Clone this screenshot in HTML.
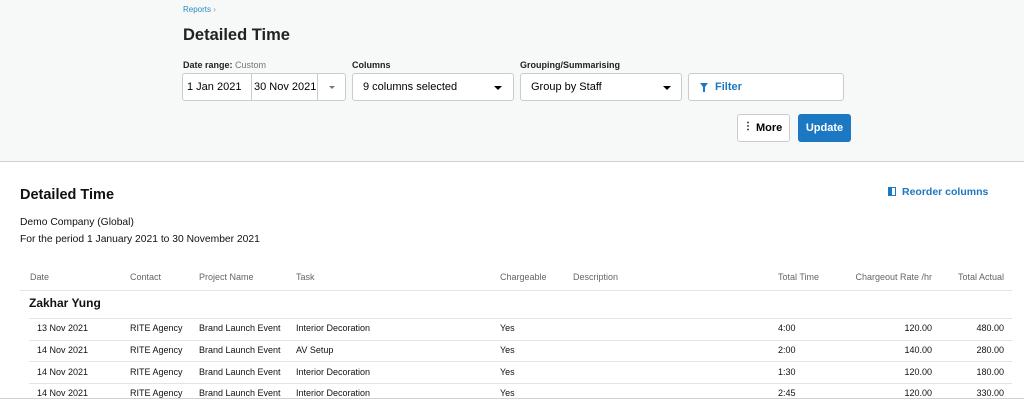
<!DOCTYPE html>
<html><head><style>
*{margin:0;padding:0;box-sizing:border-box}
body{width:1024px;height:402px;overflow:hidden;font-family:"Liberation Sans",Arial,sans-serif;background:#fff;position:relative;color:#000}
.a{position:absolute;white-space:nowrap}
#top{position:absolute;left:0;top:0;width:1024px;height:162px;background:#f7f8f8;border-bottom:1px solid #cfd2d4}
.box{position:absolute;background:#fff;border:1px solid #c9ccce;border-radius:3px;height:28px;top:73px;font-size:11px;line-height:26px}
.lbl{font-size:9px;font-weight:bold;color:#222;top:60px}
.caret{position:absolute;width:0;height:0;border-left:4px solid transparent;border-right:4px solid transparent;border-top:4px solid #000;top:12px}
.h{font-size:9px;color:#666;top:272px}
.r{font-size:9px;color:#111}
.line{position:absolute;height:1px;background:#e2e4e6}
</style></head><body>
<div id="top"></div>
<div class="a" style="left:183px;top:5px;font-size:8px;color:#2a8ac7">Reports <span style="color:#999">›</span></div>
<div class="a" style="left:183px;top:26px;font-size:16.5px;font-weight:bold;color:#222">Detailed Time</div>
<div class="a lbl" style="left:183px">Date range: <span style="font-weight:normal;color:#777">Custom</span></div>
<div class="a lbl" style="left:352px">Columns</div>
<div class="a lbl" style="left:520px">Grouping/Summarising</div>
<div class="box" style="left:182px;width:164px">
 <span class="a" style="left:4px">1 Jan 2021</span>
 <div class="a" style="left:68px;top:0;width:1px;height:26px;background:#c9ccce"></div>
 <span class="a" style="left:71px">30 Nov 2021</span>
 <div class="a" style="left:134px;top:0;width:1px;height:26px;background:#c9ccce"></div>
 <div class="caret" style="left:146px;border-top-color:#777;border-left-width:3px;border-right-width:3px;border-top-width:3px"></div>
</div>
<div class="box" style="left:352px;width:162px"><span class="a" style="left:10px">9 columns selected</span><div class="caret" style="left:141px"></div></div>
<div class="box" style="left:520px;width:162px"><span class="a" style="left:10px">Group by Staff</span><div class="caret" style="left:142px"></div></div>
<div class="box" style="left:688px;width:156px;color:#1c78c3;font-weight:bold">
 <svg class="a" style="left:11px;top:9px" width="8" height="9" viewBox="0 0 8 9"><path d="M0 0H8L5 4V9H3V4Z" fill="#1c78c3"/></svg>
 <span class="a" style="left:26px">Filter</span></div>
<div class="box" style="left:737px;top:114px;width:53px;height:28px;font-weight:bold;font-size:11px"><span class="a" style="left:5px;top:-1px;font-size:10px">⋮</span><span class="a" style="left:18px">More</span></div>
<div class="a" style="left:798px;top:114px;width:53px;height:28px;background:#1c78c3;border-radius:3px;color:#fff;font-weight:bold;font-size:11px;line-height:28px;text-align:center">Update</div>

<div class="a" style="left:20px;top:187px;font-size:14.5px;font-weight:bold;color:#111">Detailed Time</div>
<div class="a" style="left:888px;top:187px;width:8px;height:9px;border:1.5px solid #1c78c3;border-left-width:4px"></div>
<div class="a" style="left:902px;top:186px;font-size:10.5px;font-weight:bold;color:#1c78c3">Reorder columns</div>
<div class="a" style="left:20px;top:217px;font-size:10.3px;color:#111">Demo Company (Global)</div>
<div class="a" style="left:20px;top:234px;font-size:10.3px;color:#111">For the period 1 January 2021 to 30 November 2021</div>

<div class="a h" style="left:30px">Date</div>
<div class="a h" style="left:130px">Contact</div>
<div class="a h" style="left:199px">Project Name</div>
<div class="a h" style="left:296px">Task</div>
<div class="a h" style="left:500px">Chargeable</div>
<div class="a h" style="left:573px">Description</div>
<div class="a h" style="left:778px">Total Time</div>
<div class="a h" style="left:832px;width:100px;text-align:right">Chargeout Rate /hr</div>
<div class="a h" style="left:904px;width:100px;text-align:right">Total Actual</div>
<div class="line" style="left:20px;width:992px;top:290px"></div>
<div class="a" style="left:29px;top:296px;font-size:12px;font-weight:bold;color:#111">Zakhar Yung</div>
<div class="line" style="left:29px;width:983px;top:318px"></div>
<div class="line" style="left:29px;width:983px;top:340px"></div>
<div class="line" style="left:29px;width:983px;top:361px"></div>
<div class="line" style="left:29px;width:983px;top:383px"></div>

<div class="a r" style="left:37px;top:323px">13 Nov 2021</div><div class="a r" style="left:130px;top:323px">RITE Agency</div><div class="a r" style="left:199px;top:323px">Brand Launch Event</div><div class="a r" style="left:296px;top:323px">Interior Decoration</div><div class="a r" style="left:500px;top:323px">Yes</div><div class="a r" style="left:778px;top:323px">4:00</div><div class="a r" style="left:832px;width:100px;text-align:right;top:323px">120.00</div><div class="a r" style="left:904px;width:100px;text-align:right;top:323px">480.00</div>
<div class="a r" style="left:37px;top:345px">14 Nov 2021</div><div class="a r" style="left:130px;top:345px">RITE Agency</div><div class="a r" style="left:199px;top:345px">Brand Launch Event</div><div class="a r" style="left:296px;top:345px">AV Setup</div><div class="a r" style="left:500px;top:345px">Yes</div><div class="a r" style="left:778px;top:345px">2:00</div><div class="a r" style="left:832px;width:100px;text-align:right;top:345px">140.00</div><div class="a r" style="left:904px;width:100px;text-align:right;top:345px">280.00</div>
<div class="a r" style="left:37px;top:367px">14 Nov 2021</div><div class="a r" style="left:130px;top:367px">RITE Agency</div><div class="a r" style="left:199px;top:367px">Brand Launch Event</div><div class="a r" style="left:296px;top:367px">Interior Decoration</div><div class="a r" style="left:500px;top:367px">Yes</div><div class="a r" style="left:778px;top:367px">1:30</div><div class="a r" style="left:832px;width:100px;text-align:right;top:367px">120.00</div><div class="a r" style="left:904px;width:100px;text-align:right;top:367px">180.00</div>
<div class="a r" style="left:37px;top:388px">14 Nov 2021</div><div class="a r" style="left:130px;top:388px">RITE Agency</div><div class="a r" style="left:199px;top:388px">Brand Launch Event</div><div class="a r" style="left:296px;top:388px">Interior Decoration</div><div class="a r" style="left:500px;top:388px">Yes</div><div class="a r" style="left:778px;top:388px">2:45</div><div class="a r" style="left:832px;width:100px;text-align:right;top:388px">120.00</div><div class="a r" style="left:904px;width:100px;text-align:right;top:388px">330.00</div>
<div class="a" style="left:0;width:1024px;top:398px;height:1px;background:#cfd2d4"></div>
<div class="a" style="left:0;width:1024px;top:399px;height:3px;background:#fff"></div>
</body></html>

▶ _Exercise objective_
Transcribe the listing in full. Omit the pictures and keep every line exact.

▶ _Solved exercise_
Clone this screenshot in HTML.
<!DOCTYPE html>
<html><head><style>
*{margin:0;padding:0;box-sizing:border-box}
body{width:1024px;height:402px;overflow:hidden;font-family:"Liberation Sans",Arial,sans-serif;background:#fff;position:relative;color:#000}
.a{position:absolute;white-space:nowrap}
#top{position:absolute;left:0;top:0;width:1024px;height:162px;background:#f7f8f8;border-bottom:1px solid #cfd2d4}
.box{position:absolute;background:#fff;border:1px solid #c9ccce;border-radius:3px;height:28px;top:73px;font-size:11px;line-height:26px}
.lbl{font-size:9px;font-weight:bold;color:#222;top:60px}
.caret{position:absolute;width:0;height:0;border-left:4px solid transparent;border-right:4px solid transparent;border-top:4px solid #000;top:12px}
.h{font-size:9px;color:#666;top:272px}
.r{font-size:9px;color:#111}
.line{position:absolute;height:1px;background:#e2e4e6}
</style></head><body>
<div id="top"></div>
<div class="a" style="left:183px;top:5px;font-size:8px;color:#2a8ac7">Reports <span style="color:#999">›</span></div>
<div class="a" style="left:183px;top:26px;font-size:16.5px;font-weight:bold;color:#222">Detailed Time</div>
<div class="a lbl" style="left:183px">Date range: <span style="font-weight:normal;color:#777">Custom</span></div>
<div class="a lbl" style="left:352px">Columns</div>
<div class="a lbl" style="left:520px">Grouping/Summarising</div>
<div class="box" style="left:182px;width:164px">
 <span class="a" style="left:4px">1 Jan 2021</span>
 <div class="a" style="left:68px;top:0;width:1px;height:26px;background:#c9ccce"></div>
 <span class="a" style="left:71px">30 Nov 2021</span>
 <div class="a" style="left:134px;top:0;width:1px;height:26px;background:#c9ccce"></div>
 <div class="caret" style="left:146px;border-top-color:#777;border-left-width:3px;border-right-width:3px;border-top-width:3px"></div>
</div>
<div class="box" style="left:352px;width:162px"><span class="a" style="left:10px">9 columns selected</span><div class="caret" style="left:141px"></div></div>
<div class="box" style="left:520px;width:162px"><span class="a" style="left:10px">Group by Staff</span><div class="caret" style="left:142px"></div></div>
<div class="box" style="left:688px;width:156px;color:#1c78c3;font-weight:bold">
 <svg class="a" style="left:11px;top:9px" width="8" height="9" viewBox="0 0 8 9"><path d="M0 0H8L5 4V9H3V4Z" fill="#1c78c3"/></svg>
 <span class="a" style="left:26px">Filter</span></div>
<div class="box" style="left:737px;top:114px;width:53px;height:28px;font-weight:bold;font-size:11px"><span class="a" style="left:5px;top:-1px;font-size:10px">⋮</span><span class="a" style="left:18px">More</span></div>
<div class="a" style="left:798px;top:114px;width:53px;height:28px;background:#1c78c3;border-radius:3px;color:#fff;font-weight:bold;font-size:11px;line-height:28px;text-align:center">Update</div>

<div class="a" style="left:20px;top:187px;font-size:14.5px;font-weight:bold;color:#111">Detailed Time</div>
<div class="a" style="left:888px;top:187px;width:8px;height:9px;border:1.5px solid #1c78c3;border-left-width:4px"></div>
<div class="a" style="left:902px;top:186px;font-size:10.5px;font-weight:bold;color:#1c78c3">Reorder columns</div>
<div class="a" style="left:20px;top:217px;font-size:10.3px;color:#111">Demo Company (Global)</div>
<div class="a" style="left:20px;top:234px;font-size:10.3px;color:#111">For the period 1 January 2021 to 30 November 2021</div>

<div class="a h" style="left:30px">Date</div>
<div class="a h" style="left:130px">Contact</div>
<div class="a h" style="left:199px">Project Name</div>
<div class="a h" style="left:296px">Task</div>
<div class="a h" style="left:500px">Chargeable</div>
<div class="a h" style="left:573px">Description</div>
<div class="a h" style="left:778px">Total Time</div>
<div class="a h" style="left:832px;width:100px;text-align:right">Chargeout Rate /hr</div>
<div class="a h" style="left:904px;width:100px;text-align:right">Total Actual</div>
<div class="line" style="left:20px;width:992px;top:290px"></div>
<div class="a" style="left:29px;top:296px;font-size:12px;font-weight:bold;color:#111">Zakhar Yung</div>
<div class="line" style="left:29px;width:983px;top:318px"></div>
<div class="line" style="left:29px;width:983px;top:340px"></div>
<div class="line" style="left:29px;width:983px;top:361px"></div>
<div class="line" style="left:29px;width:983px;top:383px"></div>

<div class="a r" style="left:37px;top:323px">13 Nov 2021</div><div class="a r" style="left:130px;top:323px">RITE Agency</div><div class="a r" style="left:199px;top:323px">Brand Launch Event</div><div class="a r" style="left:296px;top:323px">Interior Decoration</div><div class="a r" style="left:500px;top:323px">Yes</div><div class="a r" style="left:778px;top:323px">4:00</div><div class="a r" style="left:832px;width:100px;text-align:right;top:323px">120.00</div><div class="a r" style="left:904px;width:100px;text-align:right;top:323px">480.00</div>
<div class="a r" style="left:37px;top:345px">14 Nov 2021</div><div class="a r" style="left:130px;top:345px">RITE Agency</div><div class="a r" style="left:199px;top:345px">Brand Launch Event</div><div class="a r" style="left:296px;top:345px">AV Setup</div><div class="a r" style="left:500px;top:345px">Yes</div><div class="a r" style="left:778px;top:345px">2:00</div><div class="a r" style="left:832px;width:100px;text-align:right;top:345px">140.00</div><div class="a r" style="left:904px;width:100px;text-align:right;top:345px">280.00</div>
<div class="a r" style="left:37px;top:367px">14 Nov 2021</div><div class="a r" style="left:130px;top:367px">RITE Agency</div><div class="a r" style="left:199px;top:367px">Brand Launch Event</div><div class="a r" style="left:296px;top:367px">Interior Decoration</div><div class="a r" style="left:500px;top:367px">Yes</div><div class="a r" style="left:778px;top:367px">1:30</div><div class="a r" style="left:832px;width:100px;text-align:right;top:367px">120.00</div><div class="a r" style="left:904px;width:100px;text-align:right;top:367px">180.00</div>
<div class="a r" style="left:37px;top:388px">14 Nov 2021</div><div class="a r" style="left:130px;top:388px">RITE Agency</div><div class="a r" style="left:199px;top:388px">Brand Launch Event</div><div class="a r" style="left:296px;top:388px">Interior Decoration</div><div class="a r" style="left:500px;top:388px">Yes</div><div class="a r" style="left:778px;top:388px">2:45</div><div class="a r" style="left:832px;width:100px;text-align:right;top:388px">120.00</div><div class="a r" style="left:904px;width:100px;text-align:right;top:388px">330.00</div>
<div class="a" style="left:0;width:1024px;top:398px;height:1px;background:#cfd2d4"></div>
<div class="a" style="left:0;width:1024px;top:399px;height:3px;background:#fff"></div>
</body></html>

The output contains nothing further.